A very tragic event to take place that year in 1840, was when the ship Maria was wrecked at Lacepede Bay (Kingston S.E.) and the crew were murdered by the aboriginals, Major O'Halloran went down to investigate the matter. He was joined on the road by Mr. C. Bonney and another gentleman, who accompanied him unofficially. The result of the investigation was, that the Major hanged two or three of the natives. This proceeding was very severely condemned by a, number of colonists, who made very strong representations upon the subject to both the local and home Governments. The result, however, showed that whatever opinions might be entertained respecting the abstract propriety of the summary measures adopted by the gallant Major, they were in reality lawful as he was in possession of instructions and a warrant from the Governor authorising that very action. No organised attack was ever afterwards made upon Europeans by the natives in that part of the colony.

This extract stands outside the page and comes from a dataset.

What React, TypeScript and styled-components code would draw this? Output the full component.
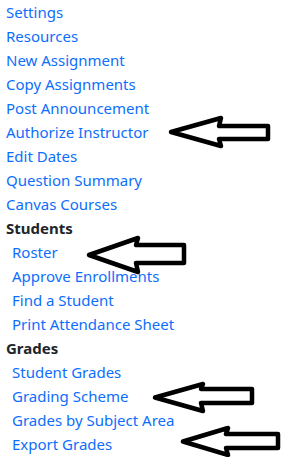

From Adelaide up the Coorong to beyond the Salt Creek, the aborigines were impressed with a sense of the irresistible power of the white man, and the certainty that acts of violence against him would meet with exemplary punishment.
On the 17th August of the same year he was sent in command of an expedition against the Milmanura (or Big Murray) Aborigines. On the 21st April, 1841, he commanded an expedition against the River Murray and Rufus Aborigines. On the 31st May, he was again sent against the same tribes. On the 7th November he was in command of an expedition to Port Lincoln against the Battara Aborigines. On 12th April, 1843, he resigned his appointment as Commissioner of Police. While at the head of the police force he maintained it in a very high state of efficiency; and, though a rigid disciplinarian was very much liked and highly respected by his subordinate officers and men.
On his retirement he was presented with a silver snuffbox by the mounted force and with an address from the officers and men of the foot police. On the 15th June, of the same year, he was nominated senior non-official member of the old nominee Council and continued in that position for eight years, till we obtained our first instalment of representative government. As a nominee Councillor, Major O'Halloran deserved well of the people, being continually in opposition to some of the controversial measures of the Government of the day, the most notable instance being the question of the royalties upon minerals, that the Government was endeavouring to impose. The Constitution of that day was beautifully simple.
On many questions the Legislative Chamber was certain to be equally divided, the Governor and his three officials voting on one side, and the four non-officials on the other, and then Her Majesty's representative gave his casting vote, and the matter was settled. After this fashion the royalties were about to become law, a division being called for ; but it required five members to make a quorum, and Major O'Halloran, Sir John Morphett, and the two other non-official nominees walking out, left the Government baffled and defeated. Another great question in which the Major took a prominent part was that of State aid to religion, his vote and advocacy being used on the unpopular side. This cost him his election in 1851, when the mixed Constitution was proclaimed. He stood for his own district, Noarlunga, but, though personally held in the highest esteem by the electors, he was, after an earnest struggle, defeated by Mr. William Peacock, a stranger to the district, by a majority of 42 votes.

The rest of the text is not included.